Consumption of petrol and diesel will contribute more than half of the Centre's exclusive share in GST in FY20, reports Abhishek Waghmare.
Finance Minister Nirmala Sitharaman raised special additional excise duty and road and infrastrsucture cess - each one by Rs 1 per litre -- on petrol and diesel in her maiden Budget on July 5.
Prices at fuel stations rose by a higher degree, by Rs 2.5 and Rs 2.3 per litre, respectively, a day later.
Retail prices are near their 2019 peak at the moment (Chart 1).
The effective tax on petrol now stands at 105 per cent, or Rs 35.5 per litre, and excise duties contribute a healthy Rs 20 per litre (Chart 2).
The tax on diesel is a bit lower at 67 per cent.
This will give a boost of nearly Rs 30,000 crore to the Union government, and a relatively smaller gain to the states.
The reason: the Central government has earned incrementally more from fuel taxes in recent years (Chart 3) as most of it has been levied as a cess, and not basic excise duties (BED).

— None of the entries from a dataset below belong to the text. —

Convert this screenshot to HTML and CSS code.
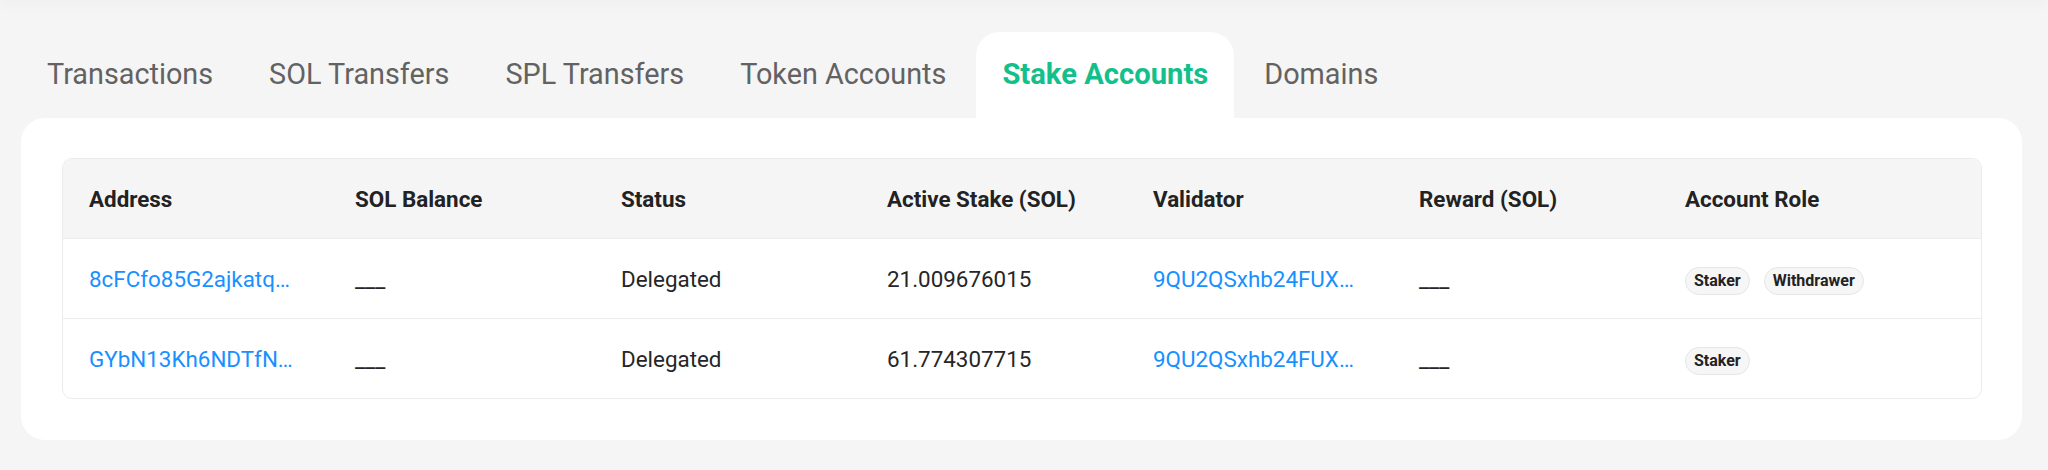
FILE: index.html
```html
<!DOCTYPE html>
<html lang="en">
<head>
<meta charset="utf-8">
<title>Stake Accounts</title>
<link rel="stylesheet" href="styles.css">
</head>
<body>
<div class="topshade"></div>
<nav class="tabs">
  <div class="tab">Transactions</div>
  <div class="tab">SOL Transfers</div>
  <div class="tab">SPL Transfers</div>
  <div class="tab">Token Accounts</div>
  <div class="tab active">Stake Accounts</div>
  <div class="tab">Domains</div>
</nav>
<section class="panel">
  <div class="table">
    <div class="row head">
      <div class="cell">Address</div>
      <div class="cell">SOL Balance</div>
      <div class="cell">Status</div>
      <div class="cell">Active Stake (SOL)</div>
      <div class="cell">Validator</div>
      <div class="cell">Reward (SOL)</div>
      <div class="cell">Account Role</div>
    </div>
    <div class="row">
      <div class="cell"><a class="link" href="#">8cFCfo85G2ajkatq…</a></div>
      <div class="cell">___</div>
      <div class="cell">Delegated</div>
      <div class="cell">21.009676015</div>
      <div class="cell"><a class="link" href="#">9QU2QSxhb24FUX…</a></div>
      <div class="cell">___</div>
      <div class="cell"><span class="badge">Staker</span><span class="badge">Withdrawer</span></div>
    </div>
    <div class="row last">
      <div class="cell"><a class="link" href="#">GYbN13Kh6NDTfN…</a></div>
      <div class="cell">___</div>
      <div class="cell">Delegated</div>
      <div class="cell">61.774307715</div>
      <div class="cell"><a class="link" href="#">9QU2QSxhb24FUX…</a></div>
      <div class="cell">___</div>
      <div class="cell"><span class="badge">Staker</span></div>
    </div>
  </div>
</section>
</body>
</html>
```
FILE: styles.css
```css
html, body {
  margin: 0;
  padding: 0;
}
body {
  background: #f5f5f5;
  font-family: Roboto, "Liberation Sans", Arial, sans-serif;
  width: 2048px;
  height: 470px;
  overflow: hidden;
}
.topshade {
  height: 0;
  box-shadow: 0 0 14px 2px rgba(0, 0, 0, 0.07);
}
.tabs {
  display: flex;
  gap: 4px;
  padding: 32px 0 0 21px;
}
.tab {
  height: 86px;
  padding: 0 26px 3px;
  display: flex;
  align-items: center;
  box-sizing: border-box;
  font-size: 28.8px;
  color: #626262;
  white-space: nowrap;
}
.tab.active {
  background: #ffffff;
  border-radius: 24px 24px 0 0;
  color: #13c08b;
  font-weight: 700;
  font-size: 29.2px;
}
.panel {
  margin-left: 21px;
  width: 2001px;
  box-sizing: border-box;
  padding: 40px 40px 41px 41px;
  background: #ffffff;
  border-radius: 24px;
}
.table {
  border: 1px solid #ebebeb;
  border-radius: 10px;
  overflow: hidden;
}
.row {
  display: grid;
  grid-template-columns: repeat(6, 266px) 1fr;
  height: 79px;
  border-bottom: 1px solid #ececec;
  box-sizing: content-box;
}
.row.head {
  background: #f5f5f5;
}
.row.last {
  border-bottom: 0;
}
.cell {
  display: flex;
  align-items: center;
  padding: 0 26px;
  font-size: 22.4px;
  color: #262626;
  white-space: nowrap;
  overflow: hidden;
}
.head .cell {
  font-weight: 700;
  color: #222222;
}
.link {
  color: #1890ff;
  text-decoration: none;
}
.badge {
  display: inline-flex;
  align-items: center;
  height: 28px;
  box-sizing: border-box;
  padding: 0 8px;
  margin-top: 4px;
  margin-right: 14px;
  border: 1px solid #e6e6e6;
  background: #f6f6f6;
  border-radius: 14px;
  font-size: 16px;
  font-weight: 700;
  color: #222222;
}
```
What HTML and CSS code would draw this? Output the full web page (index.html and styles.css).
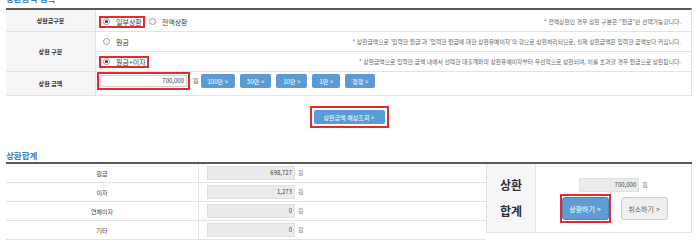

While BED is shared with states, cess revenue is not (Chart 4).
Interestingly, consumption of petrol and diesel will contribute more than half of the Centre's exclusive share in GST in FY20 (Chart 5).
The leeway to raise duties came from softening oil price (Chart 6), which the Economic Survey expects to remain stable over FY20.
However, even this revenue boost is dependent on strong economic growth.
A slowdown in March quarter of 2018-19 witnessed a slowing fuel consumption (Chart 7).